Matching the robot's control cycle
The sensor's response frequency should match the robot's control cycle. Generally, the sensor's response frequency should be at least several times the robot's control cycle frequency to ensure that force and torque information can be received and processed by the robot's control system in a timely manner. For example, if the robot's control cycle is 10ms, the sensor's response frequency should ideally be above 100Hz.
IV. Installation Method and Dimensions
Considering the structural and space constraints of the robot's end effector
The structures of end effectors (such as grippers, suction cups, and tools) of industrial robots vary, and therefore require different installation methods for six-dimensional force sensors. For some end effectors with complex structures, it may be necessary to select small sensors with flexible installation methods. For example, in robot grippers used for sorting small electronic parts, due to limited gripper space, it is necessary to select sensors that are small in size and can be easily integrated into the gripper.
For heavy-duty tools used by large industrial robots (such as large welding equipment or heavy assembly tools), the robustness and stability of sensor installation must be considered. The sensor mounting method may need to be able to withstand significant forces and torques, and must ensure that it does not loosen during extended robot operation.
Ensure that the installed sensors do not interfere with the normal operation of the robot.
The installation of a six-dimensional force sensor must not affect the function and normal operation of the robot's end effector. For example, when the robot's suction cup is used to move objects on smooth surfaces, the sensor installation must not change the suction performance of the suction cup, nor should it obstruct the contact area between the suction cup and the object; otherwise, the handling effect will be affected.
V. Adaptability to the working environment
Environmental conditions for evaluating application scenarios
Industrial robots operate in a variety of environments, including those affected by factors such as temperature, humidity, dust, oil, and electromagnetic interference.
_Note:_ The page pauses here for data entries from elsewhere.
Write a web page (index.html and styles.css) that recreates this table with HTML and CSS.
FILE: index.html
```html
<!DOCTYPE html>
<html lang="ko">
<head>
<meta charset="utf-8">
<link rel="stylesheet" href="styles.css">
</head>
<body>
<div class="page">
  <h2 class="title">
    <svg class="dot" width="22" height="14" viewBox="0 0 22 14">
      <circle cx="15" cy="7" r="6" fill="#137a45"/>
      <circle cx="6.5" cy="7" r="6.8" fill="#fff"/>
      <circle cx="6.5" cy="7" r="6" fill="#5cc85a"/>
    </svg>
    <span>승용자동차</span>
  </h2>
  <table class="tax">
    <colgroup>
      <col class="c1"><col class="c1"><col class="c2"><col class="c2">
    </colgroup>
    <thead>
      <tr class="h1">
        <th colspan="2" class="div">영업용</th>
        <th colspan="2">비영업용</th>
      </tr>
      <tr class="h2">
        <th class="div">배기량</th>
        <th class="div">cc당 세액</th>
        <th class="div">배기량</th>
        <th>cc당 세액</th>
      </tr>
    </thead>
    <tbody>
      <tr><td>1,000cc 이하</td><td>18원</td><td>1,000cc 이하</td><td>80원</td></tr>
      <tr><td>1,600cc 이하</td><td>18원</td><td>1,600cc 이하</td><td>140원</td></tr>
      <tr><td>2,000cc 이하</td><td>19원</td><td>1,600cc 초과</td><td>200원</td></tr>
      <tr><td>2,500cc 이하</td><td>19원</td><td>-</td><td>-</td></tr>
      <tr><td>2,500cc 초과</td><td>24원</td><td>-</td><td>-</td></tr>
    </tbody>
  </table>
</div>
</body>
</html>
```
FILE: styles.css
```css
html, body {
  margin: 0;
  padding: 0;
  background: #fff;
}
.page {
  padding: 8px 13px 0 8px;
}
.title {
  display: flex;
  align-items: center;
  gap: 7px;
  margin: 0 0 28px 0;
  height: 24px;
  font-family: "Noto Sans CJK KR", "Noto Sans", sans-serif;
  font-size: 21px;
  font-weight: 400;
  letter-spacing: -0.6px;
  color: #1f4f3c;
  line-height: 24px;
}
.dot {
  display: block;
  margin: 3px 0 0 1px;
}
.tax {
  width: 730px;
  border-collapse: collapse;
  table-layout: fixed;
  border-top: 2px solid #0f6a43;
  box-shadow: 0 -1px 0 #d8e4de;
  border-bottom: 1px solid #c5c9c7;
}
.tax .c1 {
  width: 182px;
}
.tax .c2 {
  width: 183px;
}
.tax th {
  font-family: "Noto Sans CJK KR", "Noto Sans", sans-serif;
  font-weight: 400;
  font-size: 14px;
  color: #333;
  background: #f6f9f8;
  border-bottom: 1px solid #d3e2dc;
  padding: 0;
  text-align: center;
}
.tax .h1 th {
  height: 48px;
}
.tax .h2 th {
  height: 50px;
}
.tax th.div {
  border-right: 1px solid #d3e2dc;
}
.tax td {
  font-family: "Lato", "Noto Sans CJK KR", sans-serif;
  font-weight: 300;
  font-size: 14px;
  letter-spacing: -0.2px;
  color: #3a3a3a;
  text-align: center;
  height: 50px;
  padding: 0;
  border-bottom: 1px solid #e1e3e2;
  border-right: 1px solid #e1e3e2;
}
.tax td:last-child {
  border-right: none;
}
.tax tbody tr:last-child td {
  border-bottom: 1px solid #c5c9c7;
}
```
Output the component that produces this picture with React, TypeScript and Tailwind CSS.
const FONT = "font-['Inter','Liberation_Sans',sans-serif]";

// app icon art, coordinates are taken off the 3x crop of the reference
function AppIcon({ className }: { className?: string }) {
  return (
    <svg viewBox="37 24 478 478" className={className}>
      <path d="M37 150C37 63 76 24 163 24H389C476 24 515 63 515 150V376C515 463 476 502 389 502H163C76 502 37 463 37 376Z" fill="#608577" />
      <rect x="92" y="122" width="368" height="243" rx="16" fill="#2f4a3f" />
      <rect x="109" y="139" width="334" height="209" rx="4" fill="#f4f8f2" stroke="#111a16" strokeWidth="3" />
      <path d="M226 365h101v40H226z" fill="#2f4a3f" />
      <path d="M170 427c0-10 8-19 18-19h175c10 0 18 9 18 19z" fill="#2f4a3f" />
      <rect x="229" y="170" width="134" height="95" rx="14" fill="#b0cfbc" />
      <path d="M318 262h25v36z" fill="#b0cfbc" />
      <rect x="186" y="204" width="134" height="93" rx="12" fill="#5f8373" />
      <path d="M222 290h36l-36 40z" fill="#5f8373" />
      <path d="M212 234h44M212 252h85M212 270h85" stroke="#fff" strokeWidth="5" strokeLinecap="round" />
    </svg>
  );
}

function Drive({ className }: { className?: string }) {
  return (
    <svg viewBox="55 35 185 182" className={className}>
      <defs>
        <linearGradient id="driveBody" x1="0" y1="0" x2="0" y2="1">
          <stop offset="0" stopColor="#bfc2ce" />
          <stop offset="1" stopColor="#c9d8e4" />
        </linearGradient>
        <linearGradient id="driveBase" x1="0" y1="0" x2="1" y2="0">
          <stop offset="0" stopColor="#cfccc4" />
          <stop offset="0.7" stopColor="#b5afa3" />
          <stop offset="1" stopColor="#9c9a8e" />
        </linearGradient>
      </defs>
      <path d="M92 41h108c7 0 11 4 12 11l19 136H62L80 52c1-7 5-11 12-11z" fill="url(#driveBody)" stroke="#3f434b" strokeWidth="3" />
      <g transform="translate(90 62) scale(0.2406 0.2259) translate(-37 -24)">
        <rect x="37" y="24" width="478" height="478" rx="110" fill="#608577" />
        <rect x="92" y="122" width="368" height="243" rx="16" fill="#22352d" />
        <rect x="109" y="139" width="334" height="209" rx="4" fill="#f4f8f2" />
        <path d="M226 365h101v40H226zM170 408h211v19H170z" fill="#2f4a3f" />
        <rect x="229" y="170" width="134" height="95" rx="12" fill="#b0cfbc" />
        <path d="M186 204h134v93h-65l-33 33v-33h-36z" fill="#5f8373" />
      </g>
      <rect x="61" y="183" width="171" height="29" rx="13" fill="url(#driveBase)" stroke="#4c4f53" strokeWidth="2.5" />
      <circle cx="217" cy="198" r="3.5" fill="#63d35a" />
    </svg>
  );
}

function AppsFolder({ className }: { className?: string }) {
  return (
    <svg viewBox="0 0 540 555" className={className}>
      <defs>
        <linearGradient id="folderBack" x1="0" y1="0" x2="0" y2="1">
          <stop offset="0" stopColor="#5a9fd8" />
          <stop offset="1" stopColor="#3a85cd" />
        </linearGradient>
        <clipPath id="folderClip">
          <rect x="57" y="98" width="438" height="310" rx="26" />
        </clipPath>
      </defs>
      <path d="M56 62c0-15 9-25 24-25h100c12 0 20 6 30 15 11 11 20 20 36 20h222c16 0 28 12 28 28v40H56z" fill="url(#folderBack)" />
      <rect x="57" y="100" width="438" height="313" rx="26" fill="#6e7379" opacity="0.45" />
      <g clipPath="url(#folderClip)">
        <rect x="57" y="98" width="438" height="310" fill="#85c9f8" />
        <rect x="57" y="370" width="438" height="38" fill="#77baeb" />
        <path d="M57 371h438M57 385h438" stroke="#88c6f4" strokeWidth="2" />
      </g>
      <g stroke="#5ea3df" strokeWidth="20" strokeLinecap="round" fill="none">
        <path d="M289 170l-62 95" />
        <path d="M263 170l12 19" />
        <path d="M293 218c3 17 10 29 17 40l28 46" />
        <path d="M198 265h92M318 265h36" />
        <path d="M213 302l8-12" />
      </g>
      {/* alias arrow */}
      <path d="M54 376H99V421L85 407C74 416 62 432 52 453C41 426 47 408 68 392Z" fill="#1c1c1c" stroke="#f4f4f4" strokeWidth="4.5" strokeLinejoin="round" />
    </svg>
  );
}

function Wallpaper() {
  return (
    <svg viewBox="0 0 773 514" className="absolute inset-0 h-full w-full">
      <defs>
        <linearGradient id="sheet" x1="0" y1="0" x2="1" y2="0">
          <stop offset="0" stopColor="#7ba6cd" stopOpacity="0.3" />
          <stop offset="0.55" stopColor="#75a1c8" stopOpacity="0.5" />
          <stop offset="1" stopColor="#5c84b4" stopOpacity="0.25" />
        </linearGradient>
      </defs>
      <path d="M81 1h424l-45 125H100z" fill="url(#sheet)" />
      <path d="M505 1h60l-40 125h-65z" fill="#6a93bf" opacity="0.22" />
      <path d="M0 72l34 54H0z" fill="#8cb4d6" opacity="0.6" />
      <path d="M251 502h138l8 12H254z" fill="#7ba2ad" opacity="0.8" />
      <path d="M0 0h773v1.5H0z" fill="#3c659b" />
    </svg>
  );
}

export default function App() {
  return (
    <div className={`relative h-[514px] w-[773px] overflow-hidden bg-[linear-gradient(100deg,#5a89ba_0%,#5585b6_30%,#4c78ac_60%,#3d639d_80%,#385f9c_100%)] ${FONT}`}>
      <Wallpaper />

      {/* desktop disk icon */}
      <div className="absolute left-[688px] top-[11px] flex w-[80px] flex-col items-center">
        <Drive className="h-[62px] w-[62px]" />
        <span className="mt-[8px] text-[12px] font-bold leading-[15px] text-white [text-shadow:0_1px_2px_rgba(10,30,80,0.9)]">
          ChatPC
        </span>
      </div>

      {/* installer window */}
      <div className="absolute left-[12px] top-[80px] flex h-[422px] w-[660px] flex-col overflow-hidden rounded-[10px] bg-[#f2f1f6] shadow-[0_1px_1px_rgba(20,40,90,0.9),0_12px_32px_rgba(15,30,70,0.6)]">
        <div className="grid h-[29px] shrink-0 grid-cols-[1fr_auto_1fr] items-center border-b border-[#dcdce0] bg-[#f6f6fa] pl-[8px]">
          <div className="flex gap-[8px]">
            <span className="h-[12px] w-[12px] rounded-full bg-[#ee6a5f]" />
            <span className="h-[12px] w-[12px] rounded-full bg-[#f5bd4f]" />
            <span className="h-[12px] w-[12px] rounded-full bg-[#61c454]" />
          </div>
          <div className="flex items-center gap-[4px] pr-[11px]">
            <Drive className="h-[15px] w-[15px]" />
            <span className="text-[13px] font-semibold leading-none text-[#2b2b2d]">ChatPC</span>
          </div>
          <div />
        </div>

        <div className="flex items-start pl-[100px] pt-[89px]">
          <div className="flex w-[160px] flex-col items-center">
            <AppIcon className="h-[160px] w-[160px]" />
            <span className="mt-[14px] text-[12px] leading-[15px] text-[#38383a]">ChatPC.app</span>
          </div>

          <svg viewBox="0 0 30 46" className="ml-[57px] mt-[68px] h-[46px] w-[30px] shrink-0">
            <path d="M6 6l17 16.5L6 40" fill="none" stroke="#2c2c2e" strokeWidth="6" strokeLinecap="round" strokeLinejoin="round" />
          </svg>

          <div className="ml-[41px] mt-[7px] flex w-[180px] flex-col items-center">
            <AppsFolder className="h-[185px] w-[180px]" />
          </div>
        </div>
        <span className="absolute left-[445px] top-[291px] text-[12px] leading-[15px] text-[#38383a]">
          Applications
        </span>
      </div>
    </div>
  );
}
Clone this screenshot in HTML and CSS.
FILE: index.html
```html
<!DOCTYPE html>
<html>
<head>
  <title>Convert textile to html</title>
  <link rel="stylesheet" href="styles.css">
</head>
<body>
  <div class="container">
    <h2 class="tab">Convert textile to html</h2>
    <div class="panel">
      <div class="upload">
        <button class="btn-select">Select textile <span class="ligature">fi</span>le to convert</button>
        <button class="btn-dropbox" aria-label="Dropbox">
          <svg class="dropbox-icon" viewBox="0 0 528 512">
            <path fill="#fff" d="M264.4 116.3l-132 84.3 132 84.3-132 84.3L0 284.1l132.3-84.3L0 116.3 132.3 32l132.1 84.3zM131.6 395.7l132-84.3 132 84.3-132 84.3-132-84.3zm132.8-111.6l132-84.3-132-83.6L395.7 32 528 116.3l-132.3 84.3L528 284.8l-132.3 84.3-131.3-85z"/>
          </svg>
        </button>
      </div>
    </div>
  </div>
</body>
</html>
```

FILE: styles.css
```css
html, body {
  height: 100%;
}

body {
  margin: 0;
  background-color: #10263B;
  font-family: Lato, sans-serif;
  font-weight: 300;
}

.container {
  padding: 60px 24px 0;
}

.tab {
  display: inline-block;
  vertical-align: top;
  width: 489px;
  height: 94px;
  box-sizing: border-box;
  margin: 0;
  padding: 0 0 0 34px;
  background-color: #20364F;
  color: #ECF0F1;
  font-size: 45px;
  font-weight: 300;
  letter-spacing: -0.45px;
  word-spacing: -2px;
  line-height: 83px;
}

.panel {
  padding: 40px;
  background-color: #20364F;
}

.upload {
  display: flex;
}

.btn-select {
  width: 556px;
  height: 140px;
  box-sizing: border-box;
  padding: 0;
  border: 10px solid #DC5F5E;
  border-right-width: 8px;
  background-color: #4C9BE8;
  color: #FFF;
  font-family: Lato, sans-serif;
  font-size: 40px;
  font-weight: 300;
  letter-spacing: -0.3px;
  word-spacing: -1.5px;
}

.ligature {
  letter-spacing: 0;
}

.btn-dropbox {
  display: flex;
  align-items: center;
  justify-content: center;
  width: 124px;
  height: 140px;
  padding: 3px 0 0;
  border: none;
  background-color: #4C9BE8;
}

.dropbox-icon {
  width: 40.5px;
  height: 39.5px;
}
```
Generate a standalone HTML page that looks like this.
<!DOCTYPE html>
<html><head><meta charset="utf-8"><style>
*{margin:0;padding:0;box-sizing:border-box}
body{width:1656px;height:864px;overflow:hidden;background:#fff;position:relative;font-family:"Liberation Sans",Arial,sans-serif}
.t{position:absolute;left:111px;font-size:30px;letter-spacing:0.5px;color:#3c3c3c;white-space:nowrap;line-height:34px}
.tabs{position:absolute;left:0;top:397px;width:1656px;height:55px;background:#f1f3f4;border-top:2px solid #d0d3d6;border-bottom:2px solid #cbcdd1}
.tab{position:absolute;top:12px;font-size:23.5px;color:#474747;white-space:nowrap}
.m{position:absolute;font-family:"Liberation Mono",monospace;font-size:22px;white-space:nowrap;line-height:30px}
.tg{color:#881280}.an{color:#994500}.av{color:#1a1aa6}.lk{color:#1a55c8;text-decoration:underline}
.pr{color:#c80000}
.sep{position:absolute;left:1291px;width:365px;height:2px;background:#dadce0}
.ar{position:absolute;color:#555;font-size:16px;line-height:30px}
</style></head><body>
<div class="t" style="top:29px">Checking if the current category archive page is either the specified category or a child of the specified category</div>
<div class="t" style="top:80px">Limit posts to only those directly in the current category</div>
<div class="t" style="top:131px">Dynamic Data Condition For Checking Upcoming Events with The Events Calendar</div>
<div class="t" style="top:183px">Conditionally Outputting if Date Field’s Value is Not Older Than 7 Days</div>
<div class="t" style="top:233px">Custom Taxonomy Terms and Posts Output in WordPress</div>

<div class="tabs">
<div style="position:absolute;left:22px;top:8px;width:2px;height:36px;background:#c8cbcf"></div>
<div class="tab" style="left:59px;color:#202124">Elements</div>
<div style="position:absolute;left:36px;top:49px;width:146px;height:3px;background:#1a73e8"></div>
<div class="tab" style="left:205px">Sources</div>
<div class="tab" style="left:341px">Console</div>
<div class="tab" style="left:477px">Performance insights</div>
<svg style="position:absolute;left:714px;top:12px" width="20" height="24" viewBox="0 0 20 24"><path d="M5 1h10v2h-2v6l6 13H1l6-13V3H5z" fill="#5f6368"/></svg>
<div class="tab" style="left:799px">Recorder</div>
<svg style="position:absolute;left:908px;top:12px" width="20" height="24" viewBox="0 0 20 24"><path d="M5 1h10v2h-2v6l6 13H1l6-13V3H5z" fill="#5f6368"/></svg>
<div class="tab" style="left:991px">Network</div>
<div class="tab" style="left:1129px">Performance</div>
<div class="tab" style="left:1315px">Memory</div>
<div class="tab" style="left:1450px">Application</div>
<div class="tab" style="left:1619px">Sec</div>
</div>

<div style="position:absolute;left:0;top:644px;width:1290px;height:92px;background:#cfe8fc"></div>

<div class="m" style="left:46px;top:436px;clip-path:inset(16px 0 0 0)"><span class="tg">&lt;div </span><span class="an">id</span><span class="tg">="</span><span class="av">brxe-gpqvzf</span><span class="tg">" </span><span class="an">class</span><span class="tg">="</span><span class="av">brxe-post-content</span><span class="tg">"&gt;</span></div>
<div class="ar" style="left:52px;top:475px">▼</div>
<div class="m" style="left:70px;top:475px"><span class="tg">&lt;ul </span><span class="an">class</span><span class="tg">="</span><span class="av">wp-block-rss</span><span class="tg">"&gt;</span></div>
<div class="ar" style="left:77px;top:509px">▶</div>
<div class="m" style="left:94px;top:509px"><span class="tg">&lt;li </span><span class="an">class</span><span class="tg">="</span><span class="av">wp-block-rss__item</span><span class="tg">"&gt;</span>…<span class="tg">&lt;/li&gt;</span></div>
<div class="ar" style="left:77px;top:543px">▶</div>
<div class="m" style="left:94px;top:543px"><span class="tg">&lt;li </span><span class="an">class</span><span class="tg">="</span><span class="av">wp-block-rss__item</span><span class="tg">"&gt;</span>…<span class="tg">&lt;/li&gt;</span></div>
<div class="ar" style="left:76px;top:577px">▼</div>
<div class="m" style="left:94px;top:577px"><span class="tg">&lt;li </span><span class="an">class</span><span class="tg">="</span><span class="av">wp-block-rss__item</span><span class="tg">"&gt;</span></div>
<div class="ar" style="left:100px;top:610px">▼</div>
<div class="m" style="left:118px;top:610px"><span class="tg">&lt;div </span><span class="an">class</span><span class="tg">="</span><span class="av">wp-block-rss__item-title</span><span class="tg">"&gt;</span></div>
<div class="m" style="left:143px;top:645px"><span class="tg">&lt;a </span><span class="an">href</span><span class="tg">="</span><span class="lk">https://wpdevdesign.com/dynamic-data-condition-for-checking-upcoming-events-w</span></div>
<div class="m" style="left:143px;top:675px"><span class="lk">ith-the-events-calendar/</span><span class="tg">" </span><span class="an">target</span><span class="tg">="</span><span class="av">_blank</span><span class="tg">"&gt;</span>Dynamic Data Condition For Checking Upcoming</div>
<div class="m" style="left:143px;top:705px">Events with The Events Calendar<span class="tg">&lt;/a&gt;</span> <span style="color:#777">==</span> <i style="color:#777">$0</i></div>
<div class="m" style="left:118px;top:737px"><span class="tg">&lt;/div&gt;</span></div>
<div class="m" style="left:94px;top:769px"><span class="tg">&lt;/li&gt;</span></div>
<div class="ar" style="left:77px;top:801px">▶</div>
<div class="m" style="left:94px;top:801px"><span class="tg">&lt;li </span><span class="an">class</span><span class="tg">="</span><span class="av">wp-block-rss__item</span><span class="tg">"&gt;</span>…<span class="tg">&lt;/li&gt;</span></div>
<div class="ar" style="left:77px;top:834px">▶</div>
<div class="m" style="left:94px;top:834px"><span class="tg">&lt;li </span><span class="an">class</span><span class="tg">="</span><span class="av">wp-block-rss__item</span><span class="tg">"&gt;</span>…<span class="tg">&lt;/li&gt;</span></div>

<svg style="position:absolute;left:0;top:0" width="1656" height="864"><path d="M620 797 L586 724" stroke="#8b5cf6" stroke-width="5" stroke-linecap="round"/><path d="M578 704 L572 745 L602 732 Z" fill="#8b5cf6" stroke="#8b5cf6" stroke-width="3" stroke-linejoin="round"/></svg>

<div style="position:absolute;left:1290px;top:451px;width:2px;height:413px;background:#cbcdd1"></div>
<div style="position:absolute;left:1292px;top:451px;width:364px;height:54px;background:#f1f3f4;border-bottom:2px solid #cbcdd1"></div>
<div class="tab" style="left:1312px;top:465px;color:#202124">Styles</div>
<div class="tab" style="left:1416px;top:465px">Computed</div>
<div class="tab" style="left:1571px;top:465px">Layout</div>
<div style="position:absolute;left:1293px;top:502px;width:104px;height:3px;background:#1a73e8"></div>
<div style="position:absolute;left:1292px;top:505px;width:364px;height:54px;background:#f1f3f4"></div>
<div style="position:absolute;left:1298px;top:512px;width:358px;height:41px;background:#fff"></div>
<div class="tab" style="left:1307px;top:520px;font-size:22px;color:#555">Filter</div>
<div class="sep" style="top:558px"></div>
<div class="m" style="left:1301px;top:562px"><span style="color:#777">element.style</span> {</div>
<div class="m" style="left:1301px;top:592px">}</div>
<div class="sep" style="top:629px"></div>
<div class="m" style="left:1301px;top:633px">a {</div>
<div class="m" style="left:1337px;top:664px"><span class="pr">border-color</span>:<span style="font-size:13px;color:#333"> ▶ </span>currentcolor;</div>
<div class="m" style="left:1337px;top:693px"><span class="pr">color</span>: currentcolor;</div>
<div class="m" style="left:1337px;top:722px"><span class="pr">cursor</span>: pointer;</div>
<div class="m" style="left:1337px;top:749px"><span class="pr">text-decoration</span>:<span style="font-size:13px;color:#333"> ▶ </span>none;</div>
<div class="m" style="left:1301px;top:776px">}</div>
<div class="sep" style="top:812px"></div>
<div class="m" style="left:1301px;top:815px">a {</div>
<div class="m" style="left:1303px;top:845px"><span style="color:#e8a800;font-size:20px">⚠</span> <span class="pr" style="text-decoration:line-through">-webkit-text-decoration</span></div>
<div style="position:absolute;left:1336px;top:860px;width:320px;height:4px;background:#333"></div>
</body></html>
In high-temperature metallurgical industrial settings, such as continuous casting robots in steel plants, six-dimensional force sensors need to withstand high-temperature environments. Generally, the sensors are required to operate normally at temperatures of several hundred degrees Celsius while ensuring that measurement accuracy is not significantly affected.
In humid or corrosive liquid environments, such as chemical production workshops, sensors need to have good waterproof and corrosion-resistant properties. The housing material may need to be made of special anti-corrosion materials, and the sealing performance must be good to prevent liquid from entering the sensor and damaging the electronic components.
Considering electromagnetic compatibility
If industrial robots operate in environments with strong electromagnetic interference, such as near large motor equipment or high-frequency welding equipment, the six-dimensional force sensor needs to have good electromagnetic compatibility. This means that the sensor can function normally in such an electromagnetic environment and will not generate erroneous measurement signals due to electromagnetic interference, thus affecting the robot's control and operation.